Note that the metrics for "mx1" 508 and "mx2" 602 show the counts
for those individual hosts, while their ancestor nodes 504, 502,
302A show the combined total. FIG. 7 illustrates the observation
that a host "home-user-9-8-7-6.nyc.someisp.net" 710 send 25 emails,
22 of which were spam. Note again that the metrics for "NYC" 708,
"someisp" 704, and "net" 702 show the counts from below in the
tree. Next, as shown in FIG. 8, another New York-based SomeISP
customer "home-user-5-6-7-8.nyc.someisp.net" 802 is seen sending 80
emails, of which 70 were spam, where the metrics for "NYC" 708,
"someisp" 704, "net" 702, and root 302A show the additional counts
from the new host 802. Finally, as shown in FIG. 9, we observe
SomeISP's mail server "smtp52.someisp.net" 902 send 200 emails, 5
of which were spam.
[0062] Continuing with this example, the determination of a
reputation (in this instance, the probability that a subsequent
email will be spam) of a host already in the tree is
straightforward. We break apart and reverse the labels as during an
insert, and walk the tree from the root until we find the
corresponding leaf node. As shown in FIG. 10, to find the
reputation of "home-user-9-8-7-6.nyc.someisp.net" 710 we can see
the probability of a new email from that host being spam is
22/25=0.88.
[0063] The power of this model, however, comes from the ability to
estimate a reputation score for a host whose behavior has not
previously been observed. In that case we walk as far towards the
leaves of the tree as possible then calculate the probability at
that point. For example, to find the reputation score of the host
"mx3.bigcorp.com" we would walk the tree as far as the bigcorp node
504, at which point we could make no further progress. Thus we
would assign to this host the score at that node, i.e. 12/150=0.08.
This score can be considered the aggregate reputation of all nodes
underneath bigcorp 504, i.e. mx1 508 and mx2 602. In the case of
such a partial match, we are able to provide a statistical measure
of confidence in our estimation by calculating the standard error.

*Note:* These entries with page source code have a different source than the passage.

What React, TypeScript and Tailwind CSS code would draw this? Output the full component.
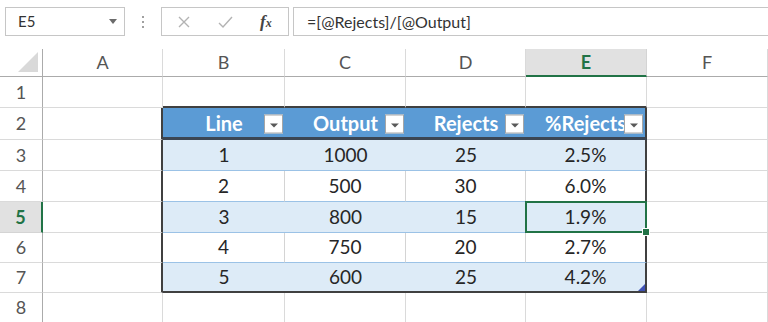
import React from 'react'

const font = { fontFamily: 'Lato, "Open Sans", sans-serif' }

const cols = ['A', 'B', 'C', 'D', 'E', 'F']
const rowHeights = ['h-[31px]', 'h-[32px]', 'h-[31px]', 'h-[31px]', 'h-[31px]', 'h-[30px]', 'h-[30px]', 'h-[30px]']

const headers = ['Line', 'Output', 'Rejects', '%Rejects']
const data = [
  ['1', '1000', '25', '2.5%'],
  ['2', '500', '30', '6.0%'],
  ['3', '800', '15', '1.9%'],
  ['4', '750', '20', '2.7%'],
  ['5', '600', '25', '4.2%'],
]

function FilterButton() {
  return (
    <div className="absolute right-[2px] top-1/2 -translate-y-1/2 mt-[1px] w-[19px] h-[19px] bg-white border border-[#a6a6a6] flex items-end justify-center pb-[5px]">
      <div className="w-0 h-0 border-l-[4px] border-r-[4px] border-t-[4px] border-l-transparent border-r-transparent border-t-[#595959]" />
    </div>
  )
}

function FormulaBar() {
  return (
    <div className="h-[49px] flex items-start pt-[7px] pl-[5px] bg-white">
      <div className="w-[120px] h-[29px] border border-[#c6c6c6] flex items-center justify-between pl-[12px] pr-[7px] text-[15px] text-[#333]">
        <span>E5</span>
        <div className="w-0 h-0 border-l-[4px] border-r-[4px] border-t-[5px] border-l-transparent border-r-transparent border-t-[#6b6b6b]" />
      </div>
      <div className="w-[36px] h-[29px] flex flex-col items-center justify-center gap-[3px]">
        <div className="w-[2px] h-[2px] bg-[#a0a0a0]" />
        <div className="w-[2px] h-[2px] bg-[#a0a0a0]" />
        <div className="w-[2px] h-[2px] bg-[#a0a0a0]" />
      </div>
      <div className="w-[128px] h-[29px] border border-[#c6c6c6] flex items-center pl-[15px]">
        <svg width="14" height="14" viewBox="0 0 14 14" className="mr-[26px]">
          <path d="M2 2 L12 12 M12 2 L2 12" stroke="#b3b3b3" strokeWidth="1.4" />
        </svg>
        <svg width="17" height="14" viewBox="0 0 17 14" className="mr-[26px]">
          <path d="M2 8 L6 12 L15 2" stroke="#b3b3b3" strokeWidth="1.4" fill="none" />
        </svg>
        <span className="text-[17px] italic text-[#444] font-semibold" style={{ fontFamily: '"Liberation Serif", serif' }}>
          f<span className="text-[12px]">x</span>
        </span>
      </div>
      <div className="ml-[4px] flex-1 h-[29px] border border-r-0 border-[#c6c6c6] flex items-center pl-[13px] text-[16px] text-[#333]">
        =[@Rejects]/[@Output]
      </div>
    </div>
  )
}

export default function App() {
  return (
    <div className="w-[768px] h-[322px] overflow-hidden bg-white" style={font}>
      <FormulaBar />
      <div className="grid grid-cols-[43px_120px_122px_121px_120px_121px_121px]">
        {/* corner cell with the select-all triangle */}
        <div className="h-[28px] border-r border-b border-[#ababab] relative bg-white">
          <svg width="20" height="20" viewBox="0 0 20 20" className="absolute right-[4px] bottom-[4px]">
            <path d="M20 0 L20 20 L0 20 Z" fill="#d9d9d9" />
          </svg>
        </div>
        {cols.map((c) => (
          <div
            key={c}
            className={
              c === 'E'
                ? 'h-[28px] flex items-center justify-center text-[18px] font-bold text-[#217346] bg-[#e1e1e1] border-r border-[#d4d4d4] border-b-2 border-b-[#217346]'
                : 'h-[28px] flex items-center justify-center text-[18px] text-[#555] border-r border-[#dadada] border-b border-b-[#ababab]'
            }
          >
            {c}
          </div>
        ))}

        {rowHeights.map((h, r) => {
          const rowNum = r + 1
          const selRow = rowNum === 5
          const inTable = rowNum >= 2 && rowNum <= 7
          return (
            <React.Fragment key={rowNum}>
              <div
                className={
                  selRow
                    ? `${h} flex items-center justify-center text-[18px] font-bold text-[#217346] bg-[#e1e1e1] border-b border-[#d4d4d4] border-r-2 border-r-[#217346]`
                    : `${h} flex items-center justify-center text-[18px] text-[#555] border-b border-[#dadada] border-r border-r-[#ababab]`
                }
              >
                {rowNum}
              </div>
              {cols.map((c, ci) => {
                const tableCol = ci >= 1 && ci <= 4
                const lastRow = rowNum === 7
                const aboveTable = rowNum === 1 && tableCol
                const leftOfTable = ci === 0 && inTable
                const rightEdge = ci === 4 && inTable

                let cls = `${h} relative flex items-center justify-center text-[19px] text-[#262626]`

                if (inTable && tableCol) {
                  if (rowNum === 2) {
                    cls += ' bg-[#5b9bd5] text-white font-bold text-[20px] border-b-[3px] border-b-[#3b4654]'
                  } else if (rowNum % 2 === 1) {
                    cls += ' bg-[#ddebf7]'
                    cls += lastRow ? ' border-b-2 border-b-[#404040]' : ' border-b border-b-[#9bc2e6]'
                  } else {
                    cls += ' bg-white border-b border-b-[#9bc2e6]'
                  }
                  if (rightEdge) cls += ' border-r-2 border-r-[#404040]'
                  else if (rowNum % 2 === 0 && rowNum !== 2) cls += ' border-r border-r-[#d4d4d4]'
                } else {
                  cls += aboveTable ? ' border-b-2 border-b-[#404040]' : ' border-b border-b-[#dadada]'
                  cls += leftOfTable ? ' border-r-2 border-r-[#404040]' : ' border-r border-r-[#dadada]'
                }

                const content = inTable && tableCol ? (rowNum === 2 ? headers[ci - 1] : data[rowNum - 3][ci - 1]) : null
                const selected = rowNum === 5 && c === 'E'

                return (
                  <div key={c} className={cls}>
                    {content}
                    {rowNum === 2 && tableCol && <FilterButton />}
                    {selected && (
                      <div className="absolute z-10 -left-[1px] -top-[1px] -right-[2px] -bottom-[1px] border-2 border-[#217346]">
                        <div className="absolute -right-[5px] -bottom-[5px] w-[8px] h-[8px] bg-[#217346] border border-white" />
                      </div>
                    )}
                    {lastRow && c === 'E' && (
                      <svg width="7" height="7" viewBox="0 0 7 7" className="absolute right-0 bottom-0">
                        <path d="M7 0 L7 7 L0 7 Z" fill="#3f51b5" />
                      </svg>
                    )}
                  </div>
                )
              })}
            </React.Fragment>
          )
        })}
      </div>
    </div>
  )
}
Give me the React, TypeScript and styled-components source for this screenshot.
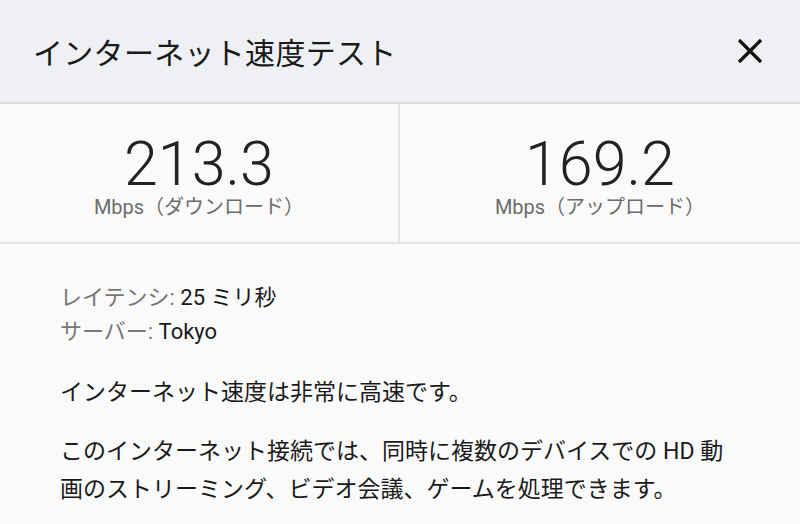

By considering the nodes below bigcorp 504 to be a sample
population of two in which the mean probability is that of the
bigcorp node 504, we can then calculate the variances of mx1 508
and mx2 602 to obtain the standard error of the measurement. In
this way we can require a certain level of confidence in the
probability estimate that is a function of the number of nodes
beneath bigcorp 504 and the degree of similarity (in terms of
behavior) between them. In other words, the more samples we take
(i.e., the more descendants that are underneath the last node of
our partial match) and the more uniform those samples are, the more
confident we can be that our estimate for "mx3.bigcorp.com" is
accurate. In this example, of course, we do not have enough samples
to be at all confident in our estimate, and so a likely result of
this query might be "not enough information".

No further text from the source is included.